I don’t have a huge sweet tooth, but I do have a soft spot for sweet and savory together. This flavour combination is one of my favourites. The tartness of apple with the savory sharpness of cheddar and the sweetness of brown sugar touches every taste bud you’ve got. This is a quick and easy dessert that will make a big impact!
1/4 cup organic sucanat sugar (1/3 cup if you are using tart apples such as granny smith)
1/4 tsp ground cinnamon
1/4 cup rice flour
6 cups diced apples (about 6 apples)
1 cup spelt flour
1 1/2 tsp bakin g powder
1/4 tsp salt
1/4 cup agave nectar
1/3 cup Earth Balance butter, melted
1 1/4 cups non-dairy milk (I’ve used unsweetened almond)

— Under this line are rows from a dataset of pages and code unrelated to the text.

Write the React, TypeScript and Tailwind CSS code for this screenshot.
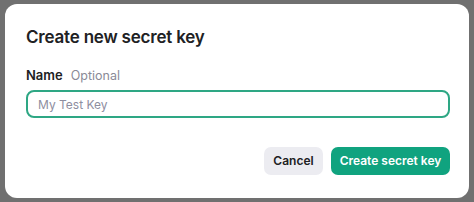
export default function App() {
  return (
    <div className="w-[474px] h-[202px] bg-[#707070] pt-[4px] pl-[5px] overflow-hidden" style={{ fontFamily: 'Inter, "Noto Sans", sans-serif' }}>
      <div className="w-[464px] h-[194px] rounded-[12px] bg-white pl-[21px] pr-[19px] pt-[21px] flex flex-col">
        <h2 className="text-[17px] leading-[24px] font-semibold text-[#202123] tracking-[-0.2px]">Create new secret key</h2>
        <div className="mt-[17px] flex items-baseline gap-[8px] text-[13px] leading-[18px]">
          <span className="font-semibold text-[#202123]">Name</span>
          <span className="text-[12.5px] text-[#8a8a96]">Optional</span>
        </div>
        <input
          className="mt-[5px] h-[28px] w-full rounded-[8px] border-2 border-[#2ea784] px-[10px] text-[12px] text-[#202123] placeholder:text-[#8e8ea0] outline-none"
          placeholder="My Test Key"
        />
        <div className="mt-[29px] flex justify-end gap-[8px]">
          <button className="h-[28px] w-[59px] rounded-[7px] bg-[#ececf1] text-[12px] font-semibold text-[#202123]">Cancel</button>
          <button className="h-[28px] w-[119px] rounded-[7px] bg-[#10a37f] text-[12px] font-semibold text-white">Create secret key</button>
        </div>
      </div>
    </div>
  )
}
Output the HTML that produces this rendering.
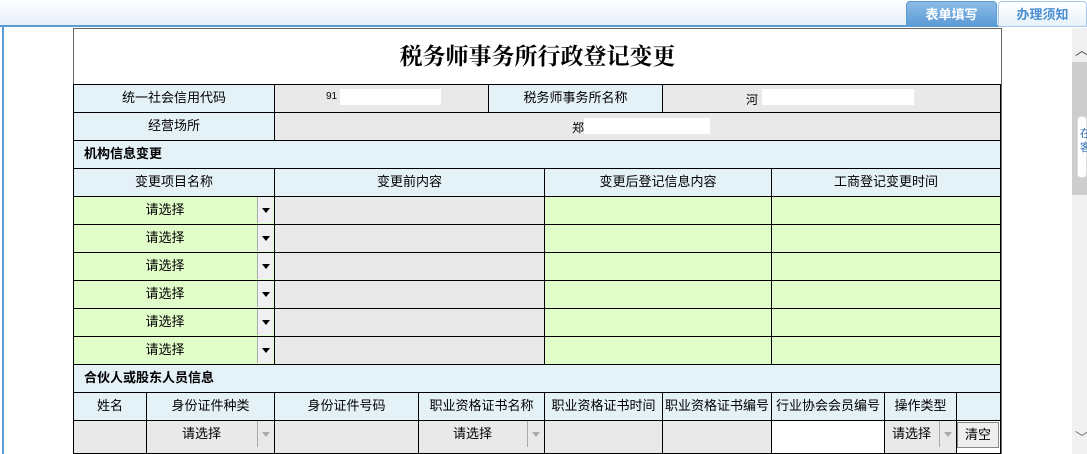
<!DOCTYPE html>
<html style="width:1087px;height:454px;overflow:hidden"><head><meta charset="utf-8"><style>
*{margin:0;padding:0;box-sizing:border-box}
body{width:1087px;height:454px;overflow:hidden;background:#fff;font-family:"Liberation Sans","Noto Sans CJK SC",sans-serif;font-size:13px;color:#000;position:relative}
.top{position:absolute;left:0;top:0;width:1087px;height:27px;background:linear-gradient(#fff,#e6eff9);border-bottom:2px solid #5b9bd5}
.tab{position:absolute;top:1px;height:26px;text-align:center;line-height:26px;font-weight:bold;font-size:13px;border-radius:4px 4px 0 0}
.t1{left:906px;width:91px;background:linear-gradient(#8cbbe6,#5b9bd5);color:#fff;border:1px solid #5b9bd5}
.t2{left:998px;width:89px;background:linear-gradient(#fff,#e8f1fa);color:#4a90d0;border:1px solid #a9c8e8}
.lb{position:absolute;left:2px;top:27px;width:2px;height:427px;background:#5b9bd5}
.sb{position:absolute;left:1072px;top:28px;width:15px;height:426px;background:#f0f0f0}
.thumb{position:absolute;left:1072px;top:62px;width:15px;height:133px;background:#cdcdcd}
.wrap{position:absolute;left:73px;top:28px;width:929px;height:426px;border-left:1px solid #666;border-right:1px solid #666;border-top:1px solid #666}
.title{position:absolute;left:74px;top:29px;width:927px;height:55px;text-align:center;line-height:55px;font-size:23px;font-weight:bold;font-family:"Liberation Serif","Noto Serif CJK SC",serif}
.c{position:absolute;border:1px solid #000;text-align:center;line-height:26px;font-size:13px;overflow:hidden}
.b{background:#e4f1f7}.g{background:#e9e9e9}.gr{background:#e0fcc8}.w{background:#fff}
.sec{text-align:left;padding-left:10px;font-weight:bold}
.dd{position:absolute;width:16px;height:26px;background:#f0f0f0;border-left:1px solid #aaa}
.dd::after{content:"";position:absolute;left:4px;top:11px;border:4px solid transparent;border-top:5px solid #000}
.dd.l::after{border-top-color:#aaa}
.wh{position:absolute;background:#fff;height:16px}
.btn{position:absolute;background:#eee;border:1px solid #888;text-align:center;line-height:24px}
</style></head><body>
<div class="top"></div>
<div class="tab t1">表单填写</div>
<div class="tab t2">办理须知</div>
<div class="lb"></div>
<div class="sb"></div><div class="thumb"></div>
<div style="position:absolute;left:1075px;top:40px;font-size:14px;color:#555">︿</div>
<div style="position:absolute;left:1075px;top:428px;font-size:14px;color:#777">﹀</div>
<div style="position:absolute;left:1077px;top:116px;width:10px;height:62px;background:#fff;border:1px solid #ddd;border-radius:4px;font-size:11px;color:#2d6db5;line-height:14px;padding:10px 0 0 2px">在<br>客</div>
<div class="wrap"></div>
<div class="title">税务师事务所行政登记变更</div>

<div class="c b" style="left:73px;top:84px;width:202px;height:29px">统一社会信用代码</div>
<div class="c g" style="left:274px;top:84px;width:215px;height:29px"></div>
<div style="position:absolute;left:326px;top:91px;font-size:10px">91</div>
<div class="wh" style="left:340px;top:89px;width:101px"></div>
<div class="c b" style="left:488px;top:84px;width:175px;height:29px">税务师事务所名称</div>
<div class="c g" style="left:662px;top:84px;width:339px;height:29px"></div>
<div style="position:absolute;left:746px;top:91px;font-size:12px">河</div>
<div class="wh" style="left:762px;top:89px;width:152px"></div>

<div class="c b" style="left:73px;top:112px;width:202px;height:29px">经营场所</div>
<div class="c g" style="left:274px;top:112px;width:727px;height:29px"></div>
<div style="position:absolute;left:572px;top:119px;font-size:12px">郑</div>
<div class="wh" style="left:584px;top:118px;width:126px"></div>

<div class="c b sec" style="left:73px;top:140px;width:928px;height:29px">机构信息变更</div>
<div class="c b" style="left:73px;top:168px;width:202px;height:29px">变更项目名称</div>
<div class="c b" style="left:274px;top:168px;width:271px;height:29px">变更前内容</div>
<div class="c b" style="left:544px;top:168px;width:228px;height:29px">变更后登记信息内容</div>
<div class="c b" style="left:771px;top:168px;width:230px;height:29px">工商登记变更时间</div>

<div id="rows"></div>
<script>
var h='';for(var i=0;i<6;i++){var y=196+i*28;
h+='<div class="c gr" style="left:73px;top:'+y+'px;width:202px;height:29px;padding-right:18px">请选择<div class="dd" style="left:183px;top:0"></div></div>';
h+='<div class="c g" style="left:274px;top:'+y+'px;width:271px;height:29px"></div>';
h+='<div class="c gr" style="left:544px;top:'+y+'px;width:228px;height:29px"></div>';
h+='<div class="c gr" style="left:771px;top:'+y+'px;width:230px;height:29px"></div>';}
document.getElementById('rows').innerHTML=h;
</script>

<div class="c b sec" style="left:73px;top:364px;width:928px;height:29px">合伙人或股东人员信息</div>
<div id="p"></div>
<script>
var xs=[73,146,274,418,544,662,771,884,956,1000];
var hd=['姓名','身份证件种类','身份证件号码','职业资格证书名称','职业资格证书时间','职业资格证书编号','行业协会会员编号','操作类型',''];
var h='';
for(var i=0;i<9;i++){var w=xs[i+1]-xs[i]+1;
h+='<div class="c b" style="left:'+xs[i]+'px;top:392px;width:'+w+'px;height:29px">'+hd[i]+'</div>';
var y=420;var cls=(i==6)?'w':'g';var t='';
if(i==1||i==3||i==7){t='请选择<div class="dd l" style="left:'+(w-19)+'px;top:0;background:#e9e9e9"></div>';}
if(i==8){cls='w';}
h+='<div class="c '+cls+'" style="left:'+xs[i]+'px;top:'+y+'px;width:'+w+'px;height:34px;'+(t?'padding-right:18px':'')+'">'+t+'</div>';}
h+='<div class="btn" style="left:957px;top:422px;width:42px;height:26px">清空</div>';
document.getElementById('p').innerHTML=h;
</script>
</body></html>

1 1/2 cups grated Daiya cheddar cheese
Peel and slice the apples into 1cm pieces. Toss with the cinnamon, flour and sugar and spread in the bottom of a 8″ baking dish. This recipe will also fill about 6 small ramekins for individual cobblers.
In a medium bowl combine the flour, baking powder and salt. In a separate bowl, combine the milk, agave, and melted Earth Balance. Add the liquid mixture to the dry ingredients and stir until just combined. Do not over-mix.
Top the fruit with the batter. If you are using ramekins, divide the batter evenly. Sprinkle the top of the cobbler with Daiya cheddar cheese and bake in a 375F oven for about 45-50 minutes (ramekins take a little less). The cobbler will rise and the tops will brown.